McDonald’s Corp’s announcement last week that it planned to franchise its Taiwanese stores suggests that companies in the fast-food industry need to continuously seek to secure a more competitive position in the market, although in the end it comes down to health concerns and consumers’ palates.
This is a major strategy change for the US company, as well as shocking news for its 16,000 employees.
Taiwanese will still have Big Macs and Chicken McNuggets, but one implication of the decision to franchise stores is that Taiwan is no longer a priority for the US company, which entered the market more than three decades ago.
McDonald’s was the first foreign fast-food chain to enter the Taiwanese market. Via a joint venture with Taiwan’s Quanta Foods Ltd, McDonald’s opened its first restaurant on Taipei’s Minsheng E Road in 1984, introducing Taiwanese to its burgers and fries. Since then, Western fast-food chains have mushroomed in the nation and consequently changed the lifestyles and eating habits of Taiwanese.

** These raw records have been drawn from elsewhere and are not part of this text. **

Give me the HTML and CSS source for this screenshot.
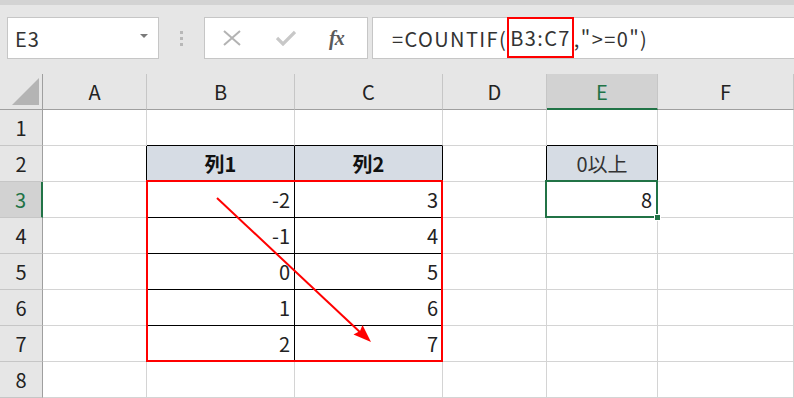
FILE: index.html
```html
<!DOCTYPE html>
<html lang="ja">
<head>
    <meta charset="UTF-8">
    <title>COUNTIF</title>
    <link rel="stylesheet" href="styles.css">
</head>
<body>
    <div class="toolbar">
        <div class="namebox">
            <span>E3</span>
            <span class="drop"></span>
        </div>
        <div class="grip"><i></i><i></i><i></i></div>
        <div class="fxbox">
            <svg class="ic" width="20" height="16" viewBox="0 0 20 16">
                <path d="M2 1 L18 15 M18 1 L2 15" stroke="#b3b3b3" stroke-width="2" fill="none"/>
            </svg>
            <svg class="ic" width="20" height="16" viewBox="0 0 20 16">
                <path d="M1 8 L7 14 L19 2" stroke="#c8c8c8" stroke-width="3.2" fill="none"/>
            </svg>
            <span class="fx">fx</span>
        </div>
        <div class="formula">
            <span>=COUNTIF(</span><span class="ref">B3:C7</span><span>,"&gt;=0")</span>
        </div>
    </div>

    <div class="sheet">
        <!-- header -->
        <div class="corner"><span class="tri"></span></div>
        <div class="ch">A</div>
        <div class="ch">B</div>
        <div class="ch">C</div>
        <div class="ch">D</div>
        <div class="ch on">E</div>
        <div class="ch">F</div>

        <!-- 1 -->
        <div class="rh">1</div>
        <div class="c"></div>
        <div class="c kb"></div>
        <div class="c kb"></div>
        <div class="c"></div>
        <div class="c kb"></div>
        <div class="c"></div>

        <!-- 2 -->
        <div class="rh">2</div>
        <div class="c kr"></div>
        <div class="c th bold">列1</div>
        <div class="c th bold">列2</div>
        <div class="c kr"></div>
        <div class="c th">0以上</div>
        <div class="c"></div>

        <!-- 3 -->
        <div class="rh on">3</div>
        <div class="c kr"></div>
        <div class="c td">-2</div>
        <div class="c td">3</div>
        <div class="c"></div>
        <div class="c num">8</div>
        <div class="c"></div>

        <!-- 4 -->
        <div class="rh">4</div>
        <div class="c kr"></div>
        <div class="c td">-1</div>
        <div class="c td">4</div>
        <div class="c"></div>
        <div class="c"></div>
        <div class="c"></div>

        <!-- 5 -->
        <div class="rh">5</div>
        <div class="c kr"></div>
        <div class="c td">0</div>
        <div class="c td">5</div>
        <div class="c"></div>
        <div class="c"></div>
        <div class="c"></div>

        <!-- 6 -->
        <div class="rh">6</div>
        <div class="c kr"></div>
        <div class="c td">1</div>
        <div class="c td">6</div>
        <div class="c"></div>
        <div class="c"></div>
        <div class="c"></div>

        <!-- 7 -->
        <div class="rh">7</div>
        <div class="c kr"></div>
        <div class="c td">2</div>
        <div class="c td">7</div>
        <div class="c"></div>
        <div class="c"></div>
        <div class="c"></div>

        <!-- 8 -->
        <div class="rh">8</div>
        <div class="c"></div>
        <div class="c"></div>
        <div class="c"></div>
        <div class="c"></div>
        <div class="c"></div>
        <div class="c"></div>

        <div class="range"></div>
        <div class="select"><span class="handle"></span></div>
        <svg class="arrow" width="794" height="324" viewBox="0 74 794 324">
            <line x1="217" y1="198" x2="362" y2="334" stroke="#ff0000" stroke-width="2"/>
            <polygon points="371,342 353.5,334.5 360,331 362.5,325" fill="#ff0000"/>
        </svg>
    </div>
</body>
</html>
```

FILE: styles.css
```css
* {
    margin: 0;
    padding: 0;
    box-sizing: border-box;
}

:root {
    --green: #217346;
    --grid: #d4d4d4;
    --head-bg: #e6e6e6;
    --head-on: #d2d2d2;
}

body {
    width: 794px;
    height: 398px;
    overflow: hidden;
    background: #fff;
    font-family: "Noto Sans CJK JP", "Noto Sans", sans-serif;
    color: #222;
}

/* 数式バー */
.toolbar {
    height: 74px;
    background: var(--head-bg);
    border-top: 5px solid #d3d3d3;
    padding-top: 12px;
    display: flex;
    align-items: flex-start;
}

.namebox {
    margin-left: 7px;
    width: 152px;
    height: 42px;
    background: #fff;
    border: 1px solid #c6c6c6;
    display: flex;
    align-items: center;
    justify-content: space-between;
    padding: 0 10px 0 7px;
    font-size: 20px;
    letter-spacing: 1px;
    color: #333;
}

.drop {
    width: 0;
    height: 0;
    border-left: 4px solid transparent;
    border-right: 4px solid transparent;
    border-top: 4px solid #7a7a7a;
    margin-bottom: 4px;
}

.grip {
    width: 45px;
    height: 42px;
    display: flex;
    flex-direction: column;
    align-items: center;
    justify-content: center;
    gap: 3px;
}

.grip i {
    width: 3px;
    height: 3px;
    background: #b8b8b8;
}

.fxbox {
    width: 164px;
    height: 42px;
    background: #fff;
    border: 1px solid #c6c6c6;
    display: flex;
    align-items: center;
    padding-left: 17px;
}

.fxbox .ic {
    margin-right: 34px;
}

.fxbox .ic + .ic {
    margin-right: 33px;
}

.fx {
    font-family: "Liberation Serif", serif;
    font-style: italic;
    font-weight: bold;
    font-size: 20px;
    color: #5a5a5a;
    letter-spacing: -1px;
}

.formula {
    flex: 1;
    margin-left: 4px;
    height: 42px;
    background: #fff;
    border: 1px solid #c6c6c6;
    border-right: none;
    display: flex;
    align-items: stretch;
    padding-left: 19px;
    font-size: 20px;
    letter-spacing: 1.4px;
    color: #333;
}

.formula span {
    display: flex;
    align-items: center;
}

.formula .ref {
    border: 2px solid #ff0000;
    padding: 0 1px 0 1px;
    margin-top: -1px;
}

/* シート */
.sheet {
    position: relative;
    display: grid;
    grid-template-columns: 43px 104px 148px 148px 104px 111px 136px;
    grid-template-rows: repeat(9, 36px);
}

.corner {
    background: var(--head-bg);
    border-right: 1px solid #9f9f9f;
    border-bottom: 1px solid #9f9f9f;
    position: relative;
}

.tri {
    position: absolute;
    left: 12px;
    top: 4px;
    width: 27px;
    height: 27px;
    background: #b4b4b4;
    clip-path: polygon(100% 0, 100% 100%, 0 100%);
}

.ch {
    background: var(--head-bg);
    border-right: 1px solid #c6c6c6;
    border-bottom: 1px solid #9f9f9f;
    display: flex;
    align-items: center;
    justify-content: center;
    font-size: 20px;
    color: #222;
}

.ch.on {
    background: var(--head-on);
    color: var(--green);
    border-bottom: 2px solid var(--green);
}

.rh {
    background: var(--head-bg);
    border-right: 1px solid #9f9f9f;
    border-bottom: 1px solid #c6c6c6;
    display: flex;
    align-items: center;
    justify-content: center;
    font-size: 20px;
    color: #222;
}

.rh.on {
    background: var(--head-on);
    color: var(--green);
    border-right: 2px solid var(--green);
}

.c {
    border-right: 1px solid var(--grid);
    border-bottom: 1px solid var(--grid);
    display: flex;
    align-items: center;
    font-size: 20px;
    color: #222;
}

.c.kb {
    border-bottom-color: #000;
}

.c.kr {
    border-right-color: #000;
}

.th {
    background: #d6dce4;
    border-right-color: #000;
    border-bottom-color: #000;
    justify-content: center;
    color: #333;
}

.th.bold {
    font-weight: bold;
    color: #111;
}

.td,
.num {
    justify-content: flex-end;
    padding-right: 4px;
}

.td {
    border-right-color: #000;
    border-bottom-color: #000;
}

.num {
    padding-right: 5px;
}

/* 注釈 */
.range {
    position: absolute;
    left: 146px;
    top: 106px;
    width: 297px;
    height: 182px;
    border: 2px solid #ff0000;
    pointer-events: none;
}

.select {
    position: absolute;
    left: 545px;
    top: 106px;
    width: 113px;
    height: 38px;
    border: 2px solid var(--green);
}

.handle {
    position: absolute;
    right: -5px;
    bottom: -5px;
    width: 7px;
    height: 7px;
    background: var(--green);
    border: 1px solid #fff;
}

.arrow {
    position: absolute;
    left: 0;
    top: 0;
    pointer-events: none;
}
```
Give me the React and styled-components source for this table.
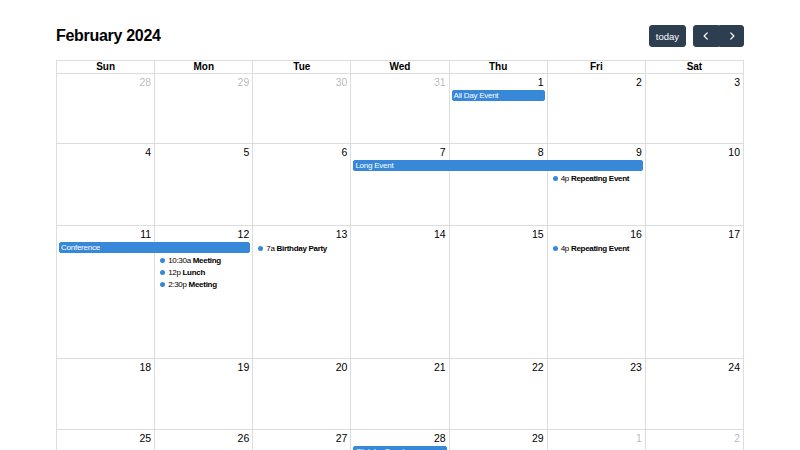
import React from "react";
import styled, { createGlobalStyle } from "styled-components";

const GlobalStyle = createGlobalStyle`
  body {
    margin: 0;
    background: #fff;
    font-family: "Liberation Sans", Arial, sans-serif;
    color: #000;
  }
`;

const Page = styled.div`
  padding: 25px 56px 0;
`;

const Toolbar = styled.div`
  display: flex;
  align-items: center;
  justify-content: space-between;
  height: 22px;
  margin-bottom: 13px;
`;

const Title = styled.h2`
  margin: 0;
  font-size: 16px;
  letter-spacing: -0.3px;
  font-weight: bold;
`;

const ButtonRow = styled.div`
  display: flex;
  gap: 7px;
`;

const ButtonGroup = styled.div`
  display: flex;
`;

const Button = styled.button`
  height: 22px;
  min-width: ${({ $w }) => $w || 33}px;
  padding: 0 6px;
  border: 1px solid #2c3e50;
  background: #2c3e50;
  color: #fff;
  font-family: inherit;
  font-size: 9.5px;
  border-radius: 3px;
  display: flex;
  align-items: center;
  justify-content: center;
  cursor: pointer;
  &.left {
    border-top-right-radius: 0;
    border-bottom-right-radius: 0;
  }
  &.right {
    border-top-left-radius: 0;
    border-bottom-left-radius: 0;
  }
`;

const Table = styled.div`
  border-top: 1px solid #ddd;
  border-left: 1px solid #ddd;
`;

const HeadRow = styled.div`
  display: grid;
  grid-template-columns: repeat(7, 1fr);
`;

const HeadCell = styled.div`
  border-right: 1px solid #ddd;
  border-bottom: 1px solid #ddd;
  text-align: center;
  font-size: 10px;
  font-weight: bold;
  line-height: 12px;
  height: 12px;
`;

const Week = styled.div`
  display: grid;
  grid-template-columns: repeat(7, 1fr);
  grid-template-rows: 16px repeat(4, 12px) 1fr;
  height: ${({ $h }) => $h}px;
  box-sizing: border-box;
`;

const Cell = styled.div`
  grid-row: 1 / -1;
  grid-column: ${({ $col }) => $col + 1};
  border-right: 1px solid #ddd;
  border-bottom: 1px solid #ddd;
`;

const DayNum = styled.div`
  grid-row: 1;
  grid-column: ${({ $col }) => $col + 1};
  text-align: right;
  padding: 2px 4px 0 0;
  font-size: 10.5px;
  line-height: 13px;
  color: ${({ $other }) => ($other ? "rgba(0,0,0,0.3)" : "#000")};
`;

const Bar = styled.div`
  grid-row: ${({ $lane }) => $lane + 1};
  grid-column: ${({ $col }) => $col + 1} / span ${({ $span }) => $span};
  margin: 0 3px 1px 2px;
  background: #3788d8;
  border: 1px solid #3788d8;
  border-radius: 2px;
  color: #fff;
  font-size: 8px;
  letter-spacing: -0.25px;
  line-height: 9px;
  padding-left: 1px;
  white-space: nowrap;
  overflow: hidden;
`;

const DotEvent = styled.div`
  grid-row: ${({ $lane }) => $lane + 1};
  grid-column: ${({ $col }) => $col + 1};
  display: flex;
  align-items: center;
  gap: 3px;
  padding-left: 5px;
  font-size: 8px;
  letter-spacing: -0.3px;
  white-space: nowrap;
  overflow: hidden;
  b {
    font-weight: bold;
  }
`;

const Dot = styled.span`
  width: 5px;
  height: 5px;
  border-radius: 50%;
  background: #3788d8;
  flex: none;
`;

const Chevron = ({ dir }) => (
  <svg width="10" height="10" viewBox="0 0 16 16" fill="none" stroke="#fff" strokeWidth="2" strokeLinecap="round" strokeLinejoin="round">
    {dir === "left" ? <path d="M10 3 5 8l5 5" /> : <path d="M6 3l5 5-5 5" />}
  </svg>
);

const days = ["Sun", "Mon", "Tue", "Wed", "Thu", "Fri", "Sat"];

const weeks = [
  {
    h: 70,
    nums: [[28, 1], [29, 1], [30, 1], [31, 1], [1], [2], [3]],
    bars: [{ col: 4, span: 1, lane: 1, title: "All Day Event" }],
    dots: [],
  },
  {
    h: 82,
    nums: [[4], [5], [6], [7], [8], [9], [10]],
    bars: [{ col: 3, span: 3, lane: 1, title: "Long Event" }],
    dots: [{ col: 5, lane: 2, time: "4p", title: "Repeating Event" }],
  },
  {
    h: 133,
    nums: [[11], [12], [13], [14], [15], [16], [17]],
    bars: [{ col: 0, span: 2, lane: 1, title: "Conference" }],
    dots: [
      { col: 2, lane: 1, time: "7a", title: "Birthday Party" },
      { col: 5, lane: 1, time: "4p", title: "Repeating Event" },
      { col: 1, lane: 2, time: "10:30a", title: "Meeting" },
      { col: 1, lane: 3, time: "12p", title: "Lunch" },
      { col: 1, lane: 4, time: "2:30p", title: "Meeting" },
    ],
  },
  {
    h: 71,
    nums: [[18], [19], [20], [21], [22], [23], [24]],
    bars: [],
    dots: [],
  },
  {
    h: 70,
    nums: [[25], [26], [27], [28], [29], [1, 1], [2, 1]],
    bars: [{ col: 3, span: 1, lane: 1, title: "Click for Google" }],
    dots: [],
  },
];

function App() {
  return (
    <>
      <GlobalStyle />
      <Page>
        <Toolbar>
          <Title>February 2024</Title>
          <ButtonRow>
            <Button $w={33}>today</Button>
            <ButtonGroup>
              <Button className="left" $w={26}>
                <Chevron dir="left" />
              </Button>
              <Button className="right" $w={25}>
                <Chevron dir="right" />
              </Button>
            </ButtonGroup>
          </ButtonRow>
        </Toolbar>
        <Table>
          <HeadRow>
            {days.map((d) => (
              <HeadCell key={d}>{d}</HeadCell>
            ))}
          </HeadRow>
          {weeks.map((w, i) => (
            <Week key={i} $h={w.h}>
              {w.nums.map((n, c) => (
                <Cell key={"c" + c} $col={c} />
              ))}
              {w.nums.map((n, c) => (
                <DayNum key={"n" + c} $col={c} $other={n[1]}>
                  {n[0]}
                </DayNum>
              ))}
              {w.bars.map((b) => (
                <Bar key={b.title} $col={b.col} $span={b.span} $lane={b.lane}>
                  {b.title}
                </Bar>
              ))}
              {w.dots.map((d, k) => (
                <DotEvent key={k} $col={d.col} $lane={d.lane}>
                  <Dot />
                  <span>
                    {d.time} <b>{d.title}</b>
                  </span>
                </DotEvent>
              ))}
            </Week>
          ))}
        </Table>
      </Page>
    </>
  );
}

export default App;
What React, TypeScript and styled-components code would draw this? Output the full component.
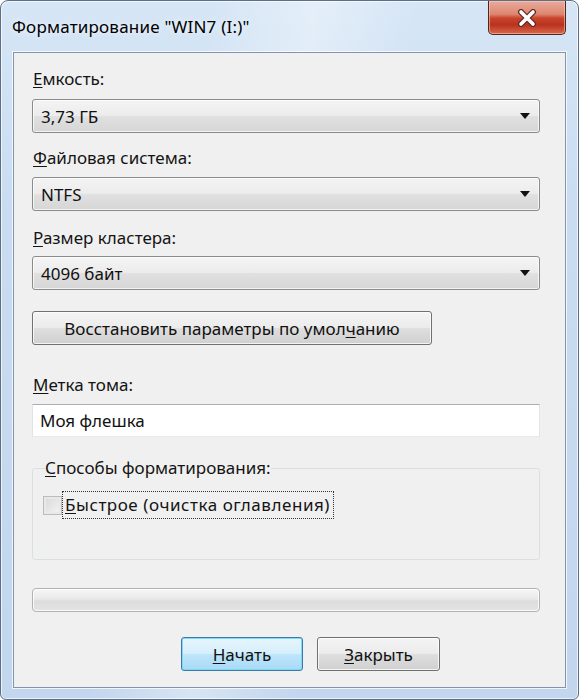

In 1994, McDonald’s purchased Quanta Foods’ stake in the venture and made the Taiwanese operation a wholly-owned subsidiary of the US company. The fast-food giant operates 413 restaurants in Taiwan, including 350 company-owned stores.
Now, the company wants all of its local restaurants to be operated by franchisees as part of a global overhaul seeking to cut operating costs and boost sales and profits.
McDonald’s sales have been declining in the US for two consecutive years. Sales in China, Hong Kong and Japan also tumbled last year over food safety and sanitation concerns. Overall, the US company aims to franchise up to 3,500 restaurants worldwide by the end of 2018 in the hope that franchisees or licensees will operate 90 percent of its restaurants.
McDonald’s on Thursday said it would not withdraw from Taiwan, but rather change its local operation to a “developmental licensee” structure, which would allow local ownership while still developing the brand. Time will tell if the fast-food giant’s new strategy can help it effectively reposition itself in a rapidly changing market.
McDonald’s has introduced Taiwan to a part of American culture and modern restaurant management skills. It also wowed domestic retail business with its production efficiency, standardized products and open kitchens, but now the company is facing growing competition not only from other fast-food chains, but also local convenience stores and breakfast store chains.
As past success is no guarantee of lasting greatness, will McDonald’s be able to provide new value to customers under the Golden Arches, and what will that be?
The decision by McDonald’s to sell its local restaurants is not the end of the world. Approximately 81 percent of its restaurants worldwide are owned and operated by local franchisees or licensees.
However, the company’s announcement does have another implication for Taiwan: There are growing difficulties facing the fast-food chain in achieving considerable sales growth at a time when growth in consumer spending is slowing. Moreover, there are challenges to its operations from rising demand for healthier food, a higher minimum wage, surging property prices and difficulties in finding sites for new restaurants.
These are not just problems for McDonald’s, but the entire fast-food industry.